[Front-end source files]
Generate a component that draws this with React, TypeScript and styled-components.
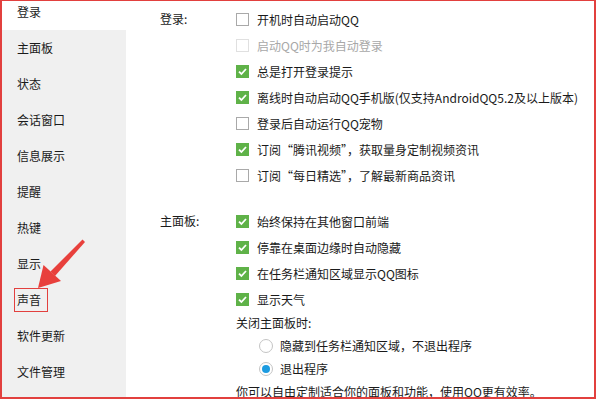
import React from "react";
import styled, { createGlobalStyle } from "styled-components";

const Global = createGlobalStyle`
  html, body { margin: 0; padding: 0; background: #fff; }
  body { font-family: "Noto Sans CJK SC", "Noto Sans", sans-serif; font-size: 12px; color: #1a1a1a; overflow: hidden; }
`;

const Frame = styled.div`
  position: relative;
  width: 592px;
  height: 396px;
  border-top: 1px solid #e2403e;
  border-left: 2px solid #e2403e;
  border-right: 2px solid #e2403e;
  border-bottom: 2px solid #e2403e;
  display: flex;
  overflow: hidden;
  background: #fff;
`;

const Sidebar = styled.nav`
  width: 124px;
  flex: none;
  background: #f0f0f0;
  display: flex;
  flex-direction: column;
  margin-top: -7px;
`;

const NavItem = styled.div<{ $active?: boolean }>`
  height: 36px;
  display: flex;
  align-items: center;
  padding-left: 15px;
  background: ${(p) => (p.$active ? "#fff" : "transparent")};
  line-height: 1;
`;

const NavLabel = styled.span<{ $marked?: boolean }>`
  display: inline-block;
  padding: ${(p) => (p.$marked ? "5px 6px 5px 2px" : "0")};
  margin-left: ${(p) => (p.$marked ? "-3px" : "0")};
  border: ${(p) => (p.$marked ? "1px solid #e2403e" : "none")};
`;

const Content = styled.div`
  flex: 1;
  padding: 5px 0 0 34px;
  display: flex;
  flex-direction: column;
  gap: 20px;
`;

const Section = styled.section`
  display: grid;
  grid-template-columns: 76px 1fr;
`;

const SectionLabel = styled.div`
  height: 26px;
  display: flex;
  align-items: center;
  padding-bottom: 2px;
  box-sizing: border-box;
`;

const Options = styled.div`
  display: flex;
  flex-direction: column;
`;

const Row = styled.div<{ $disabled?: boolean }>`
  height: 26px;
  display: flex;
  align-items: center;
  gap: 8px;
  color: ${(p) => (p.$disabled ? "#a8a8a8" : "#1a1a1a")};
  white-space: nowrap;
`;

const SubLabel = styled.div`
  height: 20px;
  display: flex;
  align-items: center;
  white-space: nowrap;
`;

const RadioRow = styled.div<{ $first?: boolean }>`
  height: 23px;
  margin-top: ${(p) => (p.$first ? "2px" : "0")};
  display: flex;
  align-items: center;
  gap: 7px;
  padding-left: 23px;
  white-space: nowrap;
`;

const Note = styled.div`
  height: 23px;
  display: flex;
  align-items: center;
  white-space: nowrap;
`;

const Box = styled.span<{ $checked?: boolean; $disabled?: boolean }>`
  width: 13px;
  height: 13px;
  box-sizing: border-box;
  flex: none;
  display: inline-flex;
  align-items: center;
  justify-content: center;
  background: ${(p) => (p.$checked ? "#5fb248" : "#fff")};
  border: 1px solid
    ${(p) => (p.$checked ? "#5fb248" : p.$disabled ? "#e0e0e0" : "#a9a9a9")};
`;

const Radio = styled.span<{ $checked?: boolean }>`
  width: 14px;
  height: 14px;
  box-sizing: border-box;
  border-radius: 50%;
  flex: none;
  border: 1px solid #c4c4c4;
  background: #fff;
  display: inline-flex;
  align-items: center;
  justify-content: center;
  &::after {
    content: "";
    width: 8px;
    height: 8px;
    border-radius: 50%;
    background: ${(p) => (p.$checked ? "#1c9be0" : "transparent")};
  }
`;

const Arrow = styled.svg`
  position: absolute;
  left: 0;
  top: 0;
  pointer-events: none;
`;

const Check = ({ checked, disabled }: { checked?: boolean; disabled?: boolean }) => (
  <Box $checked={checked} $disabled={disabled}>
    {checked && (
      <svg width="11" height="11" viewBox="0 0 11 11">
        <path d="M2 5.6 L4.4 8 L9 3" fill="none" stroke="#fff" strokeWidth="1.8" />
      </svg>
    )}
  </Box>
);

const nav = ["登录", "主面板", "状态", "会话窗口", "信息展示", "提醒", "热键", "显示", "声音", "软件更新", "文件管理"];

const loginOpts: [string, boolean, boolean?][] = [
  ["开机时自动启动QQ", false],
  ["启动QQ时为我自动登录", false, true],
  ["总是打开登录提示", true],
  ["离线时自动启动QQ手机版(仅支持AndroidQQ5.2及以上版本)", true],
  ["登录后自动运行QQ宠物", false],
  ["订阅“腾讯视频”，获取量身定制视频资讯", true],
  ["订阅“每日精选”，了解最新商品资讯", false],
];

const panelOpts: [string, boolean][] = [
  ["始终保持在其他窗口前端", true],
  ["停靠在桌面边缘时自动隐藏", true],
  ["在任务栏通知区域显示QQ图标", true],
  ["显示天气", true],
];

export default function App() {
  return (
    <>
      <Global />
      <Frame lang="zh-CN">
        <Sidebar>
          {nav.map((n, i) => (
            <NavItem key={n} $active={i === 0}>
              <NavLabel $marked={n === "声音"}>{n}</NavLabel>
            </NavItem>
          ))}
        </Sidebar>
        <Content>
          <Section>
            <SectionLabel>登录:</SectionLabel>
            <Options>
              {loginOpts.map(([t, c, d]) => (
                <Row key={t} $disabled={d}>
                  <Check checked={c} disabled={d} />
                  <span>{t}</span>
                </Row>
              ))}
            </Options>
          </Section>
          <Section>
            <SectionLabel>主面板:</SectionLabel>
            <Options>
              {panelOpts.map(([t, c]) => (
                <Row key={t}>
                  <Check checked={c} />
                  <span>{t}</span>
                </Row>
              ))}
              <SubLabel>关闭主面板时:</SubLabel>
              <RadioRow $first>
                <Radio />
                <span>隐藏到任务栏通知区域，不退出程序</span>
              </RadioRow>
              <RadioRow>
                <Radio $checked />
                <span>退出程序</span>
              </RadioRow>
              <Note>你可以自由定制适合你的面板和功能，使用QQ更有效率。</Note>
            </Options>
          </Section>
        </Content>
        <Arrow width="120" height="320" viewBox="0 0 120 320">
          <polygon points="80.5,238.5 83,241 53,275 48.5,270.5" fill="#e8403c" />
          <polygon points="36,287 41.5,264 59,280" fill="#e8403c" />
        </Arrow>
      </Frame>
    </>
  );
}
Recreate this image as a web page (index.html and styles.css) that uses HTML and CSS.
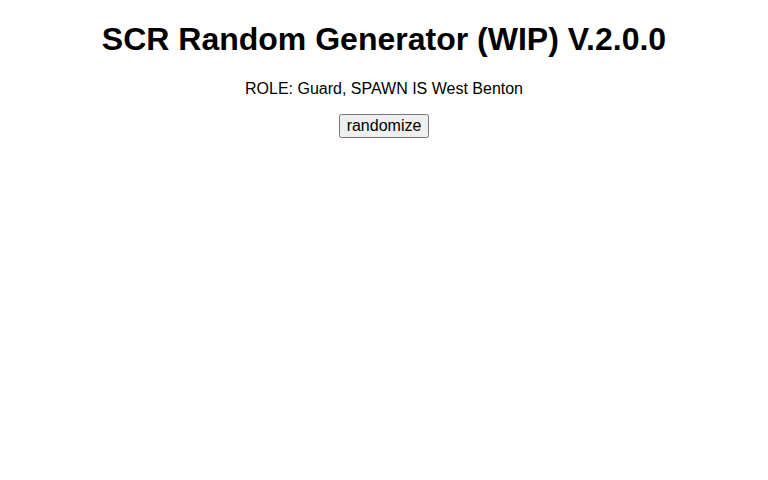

### What is required
Repeat the records word for word. Any picture in them should be left out.

### Task output
Generate a component that draws this with React, TypeScript and styled-components.
import React from "react";
import styled, { createGlobalStyle } from "styled-components";

const Global = createGlobalStyle`
  html, body { margin: 0; padding: 0; background: #fff; }
  body { font-family: "Noto Sans CJK SC", "Noto Sans", sans-serif; font-size: 12px; color: #1a1a1a; overflow: hidden; }
`;

const Frame = styled.div`
  position: relative;
  width: 592px;
  height: 396px;
  border-top: 1px solid #e2403e;
  border-left: 2px solid #e2403e;
  border-right: 2px solid #e2403e;
  border-bottom: 2px solid #e2403e;
  display: flex;
  overflow: hidden;
  background: #fff;
`;

const Sidebar = styled.nav`
  width: 124px;
  flex: none;
  background: #f0f0f0;
  display: flex;
  flex-direction: column;
  margin-top: -7px;
`;

const NavItem = styled.div<{ $active?: boolean }>`
  height: 36px;
  display: flex;
  align-items: center;
  padding-left: 15px;
  background: ${(p) => (p.$active ? "#fff" : "transparent")};
  line-height: 1;
`;

const NavLabel = styled.span<{ $marked?: boolean }>`
  display: inline-block;
  padding: ${(p) => (p.$marked ? "5px 6px 5px 2px" : "0")};
  margin-left: ${(p) => (p.$marked ? "-3px" : "0")};
  border: ${(p) => (p.$marked ? "1px solid #e2403e" : "none")};
`;

const Content = styled.div`
  flex: 1;
  padding: 5px 0 0 34px;
  display: flex;
  flex-direction: column;
  gap: 20px;
`;

const Section = styled.section`
  display: grid;
  grid-template-columns: 76px 1fr;
`;

const SectionLabel = styled.div`
  height: 26px;
  display: flex;
  align-items: center;
  padding-bottom: 2px;
  box-sizing: border-box;
`;

const Options = styled.div`
  display: flex;
  flex-direction: column;
`;

const Row = styled.div<{ $disabled?: boolean }>`
  height: 26px;
  display: flex;
  align-items: center;
  gap: 8px;
  color: ${(p) => (p.$disabled ? "#a8a8a8" : "#1a1a1a")};
  white-space: nowrap;
`;

const SubLabel = styled.div`
  height: 20px;
  display: flex;
  align-items: center;
  white-space: nowrap;
`;

const RadioRow = styled.div<{ $first?: boolean }>`
  height: 23px;
  margin-top: ${(p) => (p.$first ? "2px" : "0")};
  display: flex;
  align-items: center;
  gap: 7px;
  padding-left: 23px;
  white-space: nowrap;
`;

const Note = styled.div`
  height: 23px;
  display: flex;
  align-items: center;
  white-space: nowrap;
`;

const Box = styled.span<{ $checked?: boolean; $disabled?: boolean }>`
  width: 13px;
  height: 13px;
  box-sizing: border-box;
  flex: none;
  display: inline-flex;
  align-items: center;
  justify-content: center;
  background: ${(p) => (p.$checked ? "#5fb248" : "#fff")};
  border: 1px solid
    ${(p) => (p.$checked ? "#5fb248" : p.$disabled ? "#e0e0e0" : "#a9a9a9")};
`;

const Radio = styled.span<{ $checked?: boolean }>`
  width: 14px;
  height: 14px;
  box-sizing: border-box;
  border-radius: 50%;
  flex: none;
  border: 1px solid #c4c4c4;
  background: #fff;
  display: inline-flex;
  align-items: center;
  justify-content: center;
  &::after {
    content: "";
    width: 8px;
    height: 8px;
    border-radius: 50%;
    background: ${(p) => (p.$checked ? "#1c9be0" : "transparent")};
  }
`;

const Arrow = styled.svg`
  position: absolute;
  left: 0;
  top: 0;
  pointer-events: none;
`;

const Check = ({ checked, disabled }: { checked?: boolean; disabled?: boolean }) => (
  <Box $checked={checked} $disabled={disabled}>
    {checked && (
      <svg width="11" height="11" viewBox="0 0 11 11">
        <path d="M2 5.6 L4.4 8 L9 3" fill="none" stroke="#fff" strokeWidth="1.8" />
      </svg>
    )}
  </Box>
);

const nav = ["登录", "主面板", "状态", "会话窗口", "信息展示", "提醒", "热键", "显示", "声音", "软件更新", "文件管理"];

const loginOpts: [string, boolean, boolean?][] = [
  ["开机时自动启动QQ", false],
  ["启动QQ时为我自动登录", false, true],
  ["总是打开登录提示", true],
  ["离线时自动启动QQ手机版(仅支持AndroidQQ5.2及以上版本)", true],
  ["登录后自动运行QQ宠物", false],
  ["订阅“腾讯视频”，获取量身定制视频资讯", true],
  ["订阅“每日精选”，了解最新商品资讯", false],
];

const panelOpts: [string, boolean][] = [
  ["始终保持在其他窗口前端", true],
  ["停靠在桌面边缘时自动隐藏", true],
  ["在任务栏通知区域显示QQ图标", true],
  ["显示天气", true],
];

export default function App() {
  return (
    <>
      <Global />
      <Frame lang="zh-CN">
        <Sidebar>
          {nav.map((n, i) => (
            <NavItem key={n} $active={i === 0}>
              <NavLabel $marked={n === "声音"}>{n}</NavLabel>
            </NavItem>
          ))}
        </Sidebar>
        <Content>
          <Section>
            <SectionLabel>登录:</SectionLabel>
            <Options>
              {loginOpts.map(([t, c, d]) => (
                <Row key={t} $disabled={d}>
                  <Check checked={c} disabled={d} />
                  <span>{t}</span>
                </Row>
              ))}
            </Options>
          </Section>
          <Section>
            <SectionLabel>主面板:</SectionLabel>
            <Options>
              {panelOpts.map(([t, c]) => (
                <Row key={t}>
                  <Check checked={c} />
                  <span>{t}</span>
                </Row>
              ))}
              <SubLabel>关闭主面板时:</SubLabel>
              <RadioRow $first>
                <Radio />
                <span>隐藏到任务栏通知区域，不退出程序</span>
              </RadioRow>
              <RadioRow>
                <Radio $checked />
                <span>退出程序</span>
              </RadioRow>
              <Note>你可以自由定制适合你的面板和功能，使用QQ更有效率。</Note>
            </Options>
          </Section>
        </Content>
        <Arrow width="120" height="320" viewBox="0 0 120 320">
          <polygon points="80.5,238.5 83,241 53,275 48.5,270.5" fill="#e8403c" />
          <polygon points="36,287 41.5,264 59,280" fill="#e8403c" />
        </Arrow>
      </Frame>
    </>
  );
}
Recreate this image as a web page (index.html and styles.css) that uses HTML and CSS.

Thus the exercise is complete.